▶ WHAT IS NEEDED
Count every line in the following entries where the word "this" appears. Give the count alone.

▶ SUPPLIED INFORMATION
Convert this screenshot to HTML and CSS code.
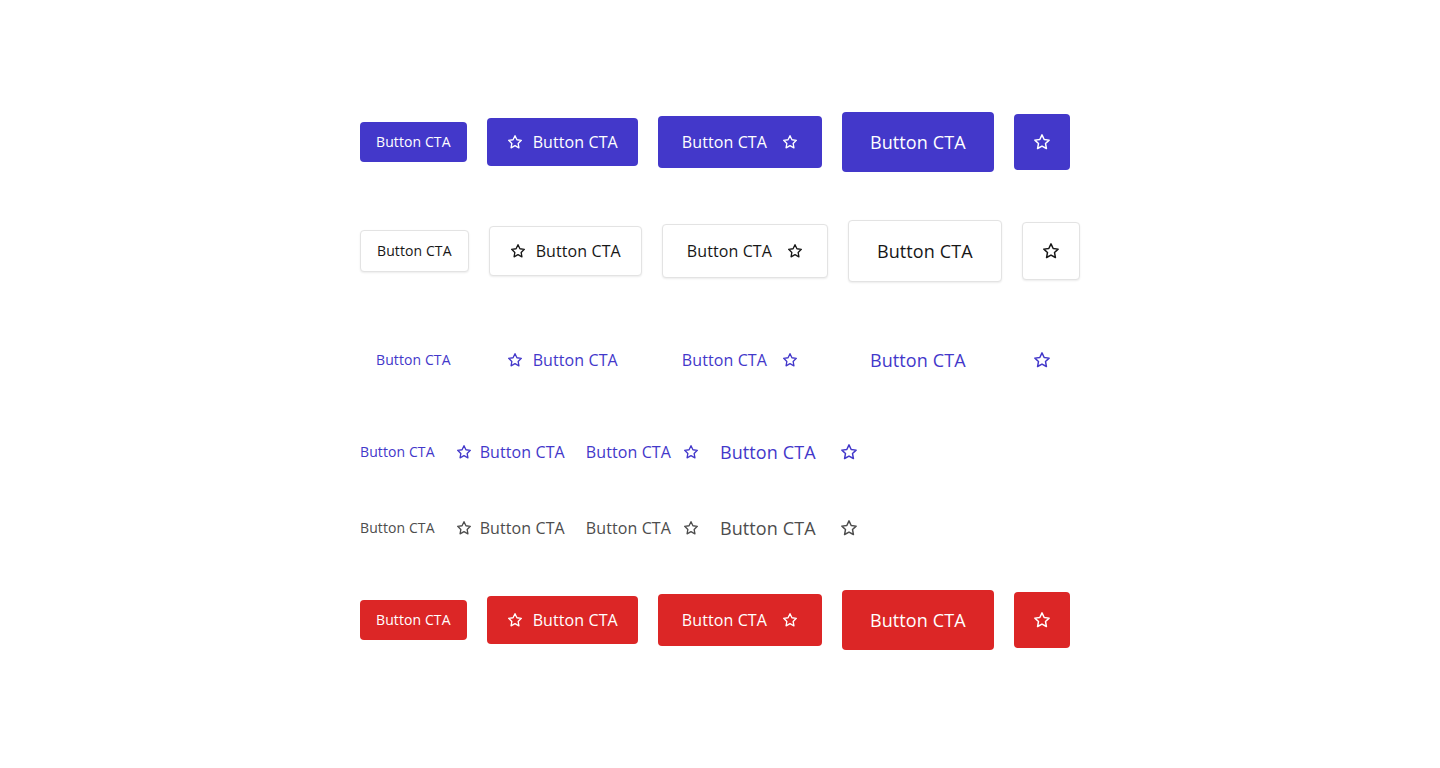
FILE: index.html
```html
<!DOCTYPE html>
<html lang="en">
<head>
  <meta charset="UTF-8">
  <title>Buttons</title>
  <link rel="stylesheet" href="styles.css">
</head>
<body>
  <svg width="0" height="0" style="position:absolute">
    <symbol id="star" viewBox="0 0 24 24">
      <polygon points="12 2.5 14.9 8.6 21.5 9.5 16.7 14.1 17.9 20.7 12 17.5 6.1 20.7 7.3 14.1 2.5 9.5 9.1 8.6" fill="none" stroke="currentColor" stroke-width="2" stroke-linejoin="round"/>
    </symbol>
  </svg>

  <div class="board">

    <!-- primary -->
    <div class="row">
      <button class="btn primary sm">Button CTA</button>
      <button class="btn primary md-left"><svg class="ico"><use href="#star"/></svg>Button CTA</button>
      <button class="btn primary md-right">Button CTA<svg class="ico"><use href="#star"/></svg></button>
      <button class="btn primary lg">Button CTA</button>
      <button class="btn primary icon"><svg class="ico big"><use href="#star"/></svg></button>
    </div>

    <!-- secondary -->
    <div class="row">
      <button class="btn secondary sm">Button CTA</button>
      <button class="btn secondary md-left"><svg class="ico"><use href="#star"/></svg>Button CTA</button>
      <button class="btn secondary md-right">Button CTA<svg class="ico"><use href="#star"/></svg></button>
      <button class="btn secondary lg">Button CTA</button>
      <button class="btn secondary icon"><svg class="ico big"><use href="#star"/></svg></button>
    </div>

    <!-- tertiary -->
    <div class="row">
      <button class="btn tertiary sm">Button CTA</button>
      <button class="btn tertiary md-left"><svg class="ico"><use href="#star"/></svg>Button CTA</button>
      <button class="btn tertiary md-right">Button CTA<svg class="ico"><use href="#star"/></svg></button>
      <button class="btn tertiary lg">Button CTA</button>
      <button class="btn tertiary icon"><svg class="ico big"><use href="#star"/></svg></button>
    </div>

    <!-- link -->
    <div class="row links">
      <a class="link sm">Button CTA</a>
      <a class="link md-left"><svg class="ico"><use href="#star"/></svg>Button CTA</a>
      <a class="link md-right">Button CTA<svg class="ico"><use href="#star"/></svg></a>
      <a class="link lg">Button CTA</a>
      <a class="link icon"><svg class="ico big"><use href="#star"/></svg></a>
    </div>

    <!-- link neutral -->
    <div class="row links">
      <a class="link neutral sm">Button CTA</a>
      <a class="link neutral md-left"><svg class="ico"><use href="#star"/></svg>Button CTA</a>
      <a class="link neutral md-right">Button CTA<svg class="ico"><use href="#star"/></svg></a>
      <a class="link neutral lg">Button CTA</a>
      <a class="link neutral icon"><svg class="ico big"><use href="#star"/></svg></a>
    </div>

    <!-- danger -->
    <div class="row">
      <button class="btn danger sm">Button CTA</button>
      <button class="btn danger md-left"><svg class="ico"><use href="#star"/></svg>Button CTA</button>
      <button class="btn danger md-right">Button CTA<svg class="ico"><use href="#star"/></svg></button>
      <button class="btn danger lg">Button CTA</button>
      <button class="btn danger icon"><svg class="ico big"><use href="#star"/></svg></button>
    </div>

  </div>
</body>
</html>
```

FILE: styles.css
```css
body {
  margin: 0;
  background: #fff;
  font-family: "Open Sans", "Noto Sans", Arial, sans-serif;
  letter-spacing: 0.1px;
}
.board {
  display: flex;
  flex-direction: column;
  gap: 48px;
  padding: 112px 0 0 360px;
}
.row {
  display: flex;
  align-items: center;
  gap: 20px;
  min-height: 28px;
}
.ico {
  width: 16px;
  height: 16px;
  flex: none;
}
.ico.big {
  width: 18px;
  height: 18px;
}

.btn {
  display: inline-flex;
  align-items: center;
  font-family: inherit;
  letter-spacing: inherit;
  border: none;
  border-radius: 4px;
  cursor: pointer;
  white-space: nowrap;
  background: none;
}
.btn.sm {
  font-size: 14px;
  line-height: 20px;
  padding: 10px 16px;
}
.btn.md-left {
  font-size: 16px;
  line-height: 24px;
  padding: 12px 20px;
  gap: 10px;
}
.btn.md-right {
  font-size: 16px;
  line-height: 24px;
  padding: 14px 24px;
  gap: 15px;
}
.btn.lg {
  font-size: 18px;
  line-height: 28px;
  padding: 16px 28px;
}
.btn.icon {
  width: 56px;
  height: 56px;
  justify-content: center;
  padding: 0;
}

.primary {
  background: #4338ca;
  color: #fff;
}
.danger {
  background: #dc2626;
  color: #fff;
}
.secondary {
  background: #fff;
  color: #171717;
  border: 1px solid #e3e3e3;
  box-shadow: 0 1px 2px rgba(0,0,0,0.08);
}
.secondary.icon {
  width: 58px;
  height: 58px;
}
.tertiary {
  color: #4338ca;
}

.links {
  gap: 21px;
}
.link {
  display: inline-flex;
  align-items: center;
  color: #4338ca;
  white-space: nowrap;
  cursor: pointer;
}
.link.neutral {
  color: #4d4d4d;
}
.link.sm {
  font-size: 14px;
  line-height: 20px;
}
.link.md-left {
  font-size: 16px;
  line-height: 24px;
  gap: 8px;
}
.link.md-right {
  font-size: 16px;
  line-height: 24px;
  gap: 12px;
}
.link.lg {
  font-size: 18px;
  line-height: 28px;
}
.link.icon {
  margin-left: 3px;
}
```
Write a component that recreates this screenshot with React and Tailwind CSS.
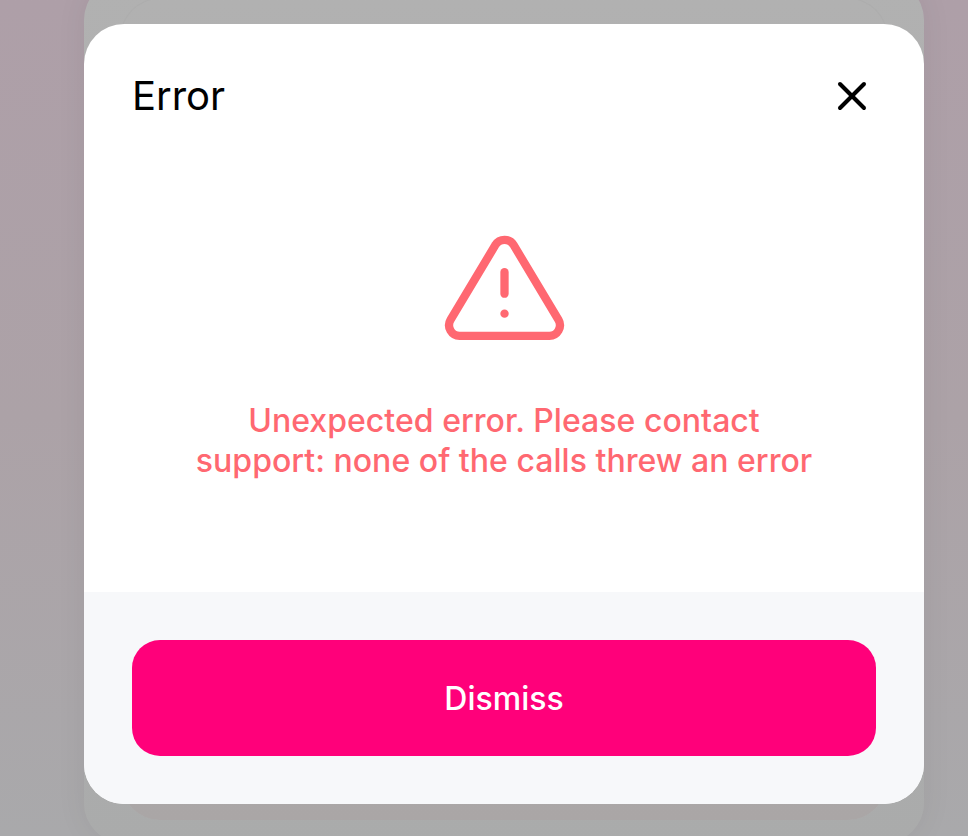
export default function App() {
  return (
    <div className="relative h-[836px] w-full overflow-hidden bg-gradient-to-b from-[#ae9fa8] via-[#aca2a7] to-[#a9a9ab] font-['Inter',sans-serif]">
      <div className="absolute left-[84px] top-[-20px] h-[863px] w-[840px] rounded-[40px] bg-gradient-to-b from-[#b1b1b1] to-[#aaabab] shadow-[0_0_32px_rgba(0,0,0,0.06)]" />
      <div className="absolute left-[120px] top-[-2px] h-[822px] w-[768px] rounded-[40px] border border-[#adadad] border-b-0 bg-gradient-to-b from-[#b1b1b1] to-[#aaa6a6]" />
      <div className="relative flex h-full items-start pl-[84px] pt-6">
        <div className="flex h-[780px] w-[840px] flex-col overflow-hidden rounded-[40px] bg-white">
          <div className="flex items-center justify-between px-[48px] pt-[48px]">
            <span className="text-[40px] leading-[48px] text-black">Error</span>
            <svg width="48" height="48" viewBox="0 0 24 24" fill="none" stroke="#000" strokeWidth="2" strokeLinecap="round" strokeLinejoin="round">
              <path d="M18 6 6 18" />
              <path d="m6 6 12 12" />
            </svg>
          </div>
          <div className="flex flex-1 flex-col items-center pt-[105px]">
            <svg width="133" height="133" viewBox="0 0 24 24" fill="none" stroke="#ff6871" strokeWidth="1.5" strokeLinecap="round" strokeLinejoin="round">
              <path d="M12 8.5v3.9" />
              <path d="M10.363 3.591l-8.106 13.534a1.914 1.914 0 0 0 1.636 2.871h16.214a1.914 1.914 0 0 0 1.636 -2.87l-8.106 -13.536a1.914 1.914 0 0 0 -3.274 0z" />
              <path d="M12 16h.01" />
            </svg>
            <p className="mt-[43px] w-[640px] text-center text-[32px] font-[450] leading-[40px] tracking-[0.03px] text-[#ff6871]">
              Unexpected error. Please contact support: none of the calls threw an error
            </p>
          </div>
          <div className="bg-[#f7f8fa] p-12">
            <button className="flex h-[116px] w-full items-center justify-center rounded-[28px] bg-[#ff007a] pt-[2px] text-[32px] font-medium text-white">
              Dismiss
            </button>
          </div>
        </div>
      </div>
    </div>
  );
}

▶ EXERCISE RESPONSE
2